In installing a heat sink in a CPU, you need to do it on the motherboard. Taking the motherboard out of the case allows checking for extra room for components during installation. You can choose to put a fan along with the heat sink because a fan moves the heat away from the heat sink. That way, it becomes a two-part cooling device. But check first if it will fit. The assembly usually has a three-pin power connector. You need to prepare the cable and the motherboard connector for the heat sink assembly. Then, follow these steps:

1. Align the CPU so that Connection 1 indicator is lined up with Pin 1 on the CPU socket. Ensure the orientation notches on the CPU and are aligned with the orientation keys on the CPU socket.
2. Place the CPU gently into the socket.
3. Close the CPU load plate. Close the load lever to secure it in place and move it under the load lever retention tab.
4. Apply a small amount of thermal paste to the CPU. Make sure to follow the current application instructions provided by the manufacturer of your thermal paste.
5. Align the heat sink and fan assembly retainers with the holes on the motherboard.
6. Place the assembly onto the CPU socket. Be very careful not to pinch the CPU fan wires.
7. Tighten the assembly retainers to secure the assembly in place.
8. Connect the assembly power cable to the CPU fan connector on the motherboard.

## Using Fans to Help Heat Sinks Cool

Almost all computers have heat sinks. These help keep the CPUs cool, which then prevents them from overheating. However, sometimes heat sinks can become too hot. This can happen if the CPU is running at full capacity for an extended period of time. It can also happen if the air surrounding the computer is too hot.

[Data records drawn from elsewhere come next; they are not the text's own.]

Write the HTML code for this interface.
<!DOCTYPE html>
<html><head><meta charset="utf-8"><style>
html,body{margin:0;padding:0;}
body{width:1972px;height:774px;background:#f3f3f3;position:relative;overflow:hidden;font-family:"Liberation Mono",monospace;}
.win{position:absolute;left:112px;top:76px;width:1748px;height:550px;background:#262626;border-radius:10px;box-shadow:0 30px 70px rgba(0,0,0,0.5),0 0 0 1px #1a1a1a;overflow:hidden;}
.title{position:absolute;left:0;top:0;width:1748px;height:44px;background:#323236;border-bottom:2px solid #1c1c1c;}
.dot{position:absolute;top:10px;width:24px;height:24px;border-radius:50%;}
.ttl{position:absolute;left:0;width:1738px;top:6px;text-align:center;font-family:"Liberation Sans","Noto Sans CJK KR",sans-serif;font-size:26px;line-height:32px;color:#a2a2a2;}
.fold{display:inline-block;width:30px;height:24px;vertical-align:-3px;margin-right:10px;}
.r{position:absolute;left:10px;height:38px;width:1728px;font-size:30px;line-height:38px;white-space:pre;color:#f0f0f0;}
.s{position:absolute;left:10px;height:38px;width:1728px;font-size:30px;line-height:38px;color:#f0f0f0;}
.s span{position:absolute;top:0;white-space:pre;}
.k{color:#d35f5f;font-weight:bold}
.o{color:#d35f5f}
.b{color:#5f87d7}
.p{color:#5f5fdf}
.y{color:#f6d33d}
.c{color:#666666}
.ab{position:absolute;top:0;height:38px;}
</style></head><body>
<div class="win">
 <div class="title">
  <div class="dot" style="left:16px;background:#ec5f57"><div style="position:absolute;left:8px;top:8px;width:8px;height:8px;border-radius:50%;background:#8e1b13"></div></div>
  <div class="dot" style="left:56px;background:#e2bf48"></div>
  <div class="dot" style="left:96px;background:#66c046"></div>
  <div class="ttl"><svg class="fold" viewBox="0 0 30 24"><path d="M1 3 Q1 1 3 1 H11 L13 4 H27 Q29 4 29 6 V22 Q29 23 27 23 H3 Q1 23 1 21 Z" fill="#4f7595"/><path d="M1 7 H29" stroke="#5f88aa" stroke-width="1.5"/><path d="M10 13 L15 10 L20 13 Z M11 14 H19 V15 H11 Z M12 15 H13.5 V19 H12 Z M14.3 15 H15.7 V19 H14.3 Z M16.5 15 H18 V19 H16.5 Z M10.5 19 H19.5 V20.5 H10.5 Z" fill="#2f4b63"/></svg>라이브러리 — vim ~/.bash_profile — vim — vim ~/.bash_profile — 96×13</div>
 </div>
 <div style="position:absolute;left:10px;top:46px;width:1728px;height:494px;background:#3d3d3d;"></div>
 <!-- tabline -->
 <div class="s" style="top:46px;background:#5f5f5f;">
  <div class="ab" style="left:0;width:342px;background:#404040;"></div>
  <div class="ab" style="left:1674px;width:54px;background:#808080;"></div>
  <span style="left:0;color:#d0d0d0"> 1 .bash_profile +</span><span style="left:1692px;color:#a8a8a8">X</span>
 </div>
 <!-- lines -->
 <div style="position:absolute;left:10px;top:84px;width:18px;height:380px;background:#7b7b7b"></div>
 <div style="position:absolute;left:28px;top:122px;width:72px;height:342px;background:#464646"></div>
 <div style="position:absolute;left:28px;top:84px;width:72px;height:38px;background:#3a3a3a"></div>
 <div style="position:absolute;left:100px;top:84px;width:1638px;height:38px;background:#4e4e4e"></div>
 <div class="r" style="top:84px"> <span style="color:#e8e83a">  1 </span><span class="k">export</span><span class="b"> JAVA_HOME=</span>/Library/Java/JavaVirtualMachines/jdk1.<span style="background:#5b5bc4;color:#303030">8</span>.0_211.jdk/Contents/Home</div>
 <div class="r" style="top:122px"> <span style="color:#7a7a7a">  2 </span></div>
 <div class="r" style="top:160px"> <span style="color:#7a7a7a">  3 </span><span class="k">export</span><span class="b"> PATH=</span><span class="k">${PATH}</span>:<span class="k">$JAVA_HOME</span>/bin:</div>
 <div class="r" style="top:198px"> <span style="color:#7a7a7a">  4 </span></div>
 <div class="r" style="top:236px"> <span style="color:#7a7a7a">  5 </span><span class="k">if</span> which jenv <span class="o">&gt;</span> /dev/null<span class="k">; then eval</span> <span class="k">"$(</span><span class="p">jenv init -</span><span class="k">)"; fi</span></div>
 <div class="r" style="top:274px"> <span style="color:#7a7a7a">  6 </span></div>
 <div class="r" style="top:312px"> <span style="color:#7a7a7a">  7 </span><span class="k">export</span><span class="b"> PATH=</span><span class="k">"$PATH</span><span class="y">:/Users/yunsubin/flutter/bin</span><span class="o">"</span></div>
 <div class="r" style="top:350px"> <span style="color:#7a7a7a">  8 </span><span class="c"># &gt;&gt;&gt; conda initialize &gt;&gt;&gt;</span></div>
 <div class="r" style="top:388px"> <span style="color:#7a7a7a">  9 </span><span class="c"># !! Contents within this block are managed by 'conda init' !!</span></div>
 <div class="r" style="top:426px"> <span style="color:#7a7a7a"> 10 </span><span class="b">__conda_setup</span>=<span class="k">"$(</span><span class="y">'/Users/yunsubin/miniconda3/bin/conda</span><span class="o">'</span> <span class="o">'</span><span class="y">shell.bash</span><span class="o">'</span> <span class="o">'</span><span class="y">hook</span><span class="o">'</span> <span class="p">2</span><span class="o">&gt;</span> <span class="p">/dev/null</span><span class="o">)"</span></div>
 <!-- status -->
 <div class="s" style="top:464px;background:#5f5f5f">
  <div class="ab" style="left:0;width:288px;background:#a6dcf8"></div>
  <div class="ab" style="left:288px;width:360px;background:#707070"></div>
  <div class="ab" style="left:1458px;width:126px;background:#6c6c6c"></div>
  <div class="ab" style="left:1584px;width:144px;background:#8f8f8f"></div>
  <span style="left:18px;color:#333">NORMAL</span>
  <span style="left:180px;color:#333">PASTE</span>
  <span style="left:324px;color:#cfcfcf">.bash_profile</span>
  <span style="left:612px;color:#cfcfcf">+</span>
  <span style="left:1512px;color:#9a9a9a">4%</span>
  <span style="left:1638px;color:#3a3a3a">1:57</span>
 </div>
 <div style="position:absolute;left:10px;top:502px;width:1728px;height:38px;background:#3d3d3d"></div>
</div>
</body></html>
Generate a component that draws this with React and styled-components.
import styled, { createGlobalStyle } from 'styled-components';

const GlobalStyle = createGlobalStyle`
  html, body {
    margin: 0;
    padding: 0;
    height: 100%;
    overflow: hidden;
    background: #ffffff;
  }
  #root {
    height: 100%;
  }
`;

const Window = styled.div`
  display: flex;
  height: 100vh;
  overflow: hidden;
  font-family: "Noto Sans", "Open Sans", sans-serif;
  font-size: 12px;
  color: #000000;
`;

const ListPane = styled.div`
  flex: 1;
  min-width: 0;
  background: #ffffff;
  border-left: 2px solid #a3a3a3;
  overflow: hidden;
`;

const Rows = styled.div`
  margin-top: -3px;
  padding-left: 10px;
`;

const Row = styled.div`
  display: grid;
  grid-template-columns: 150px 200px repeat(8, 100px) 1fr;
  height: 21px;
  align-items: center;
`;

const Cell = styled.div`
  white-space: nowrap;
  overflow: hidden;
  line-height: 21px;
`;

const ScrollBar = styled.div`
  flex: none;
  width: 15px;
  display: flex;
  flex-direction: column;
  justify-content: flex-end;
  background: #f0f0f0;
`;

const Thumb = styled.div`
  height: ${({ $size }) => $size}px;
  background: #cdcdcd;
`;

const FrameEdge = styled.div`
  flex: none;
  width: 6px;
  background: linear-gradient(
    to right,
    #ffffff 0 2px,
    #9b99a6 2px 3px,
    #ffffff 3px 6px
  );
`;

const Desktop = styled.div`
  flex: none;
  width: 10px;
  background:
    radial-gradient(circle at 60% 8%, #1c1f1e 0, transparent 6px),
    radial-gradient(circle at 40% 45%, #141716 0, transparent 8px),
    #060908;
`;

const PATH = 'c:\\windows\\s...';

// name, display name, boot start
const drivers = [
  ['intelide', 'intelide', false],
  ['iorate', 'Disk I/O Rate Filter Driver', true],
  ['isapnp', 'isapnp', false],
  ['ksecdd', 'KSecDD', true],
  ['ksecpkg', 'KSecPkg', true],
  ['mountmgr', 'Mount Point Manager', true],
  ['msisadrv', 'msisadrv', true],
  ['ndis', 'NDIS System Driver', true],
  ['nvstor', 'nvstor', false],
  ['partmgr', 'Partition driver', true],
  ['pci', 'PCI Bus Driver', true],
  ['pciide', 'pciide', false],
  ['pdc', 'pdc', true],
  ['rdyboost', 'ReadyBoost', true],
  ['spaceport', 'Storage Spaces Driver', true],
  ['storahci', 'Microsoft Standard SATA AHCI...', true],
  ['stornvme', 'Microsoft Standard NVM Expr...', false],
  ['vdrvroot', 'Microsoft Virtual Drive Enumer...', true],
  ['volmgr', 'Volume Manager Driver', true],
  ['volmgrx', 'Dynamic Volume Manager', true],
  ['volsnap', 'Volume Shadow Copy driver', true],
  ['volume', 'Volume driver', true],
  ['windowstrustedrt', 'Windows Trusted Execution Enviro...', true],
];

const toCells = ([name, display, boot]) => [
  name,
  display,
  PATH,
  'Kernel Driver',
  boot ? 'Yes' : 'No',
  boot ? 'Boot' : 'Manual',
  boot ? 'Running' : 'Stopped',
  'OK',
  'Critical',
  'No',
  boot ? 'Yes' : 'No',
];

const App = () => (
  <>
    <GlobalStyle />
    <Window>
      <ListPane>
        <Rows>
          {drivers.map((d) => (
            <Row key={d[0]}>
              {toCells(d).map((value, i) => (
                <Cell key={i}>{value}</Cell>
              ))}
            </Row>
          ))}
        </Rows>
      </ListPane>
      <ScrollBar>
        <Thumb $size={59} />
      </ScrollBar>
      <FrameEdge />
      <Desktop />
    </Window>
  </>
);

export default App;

Combining a fan and a heat sink is often used to keep both the CPU and the heat sink at an acceptable temperature to avoid issues or problems about overheating. The fan pushes hot air away from the computer and moves cool air across the heat sink. A thermometer is also present in a CPU to keep track of the processor’s temperature. If the temperature becomes too hot, the fan then functions and may speed up so the processor and the heat sink will cool down much faster.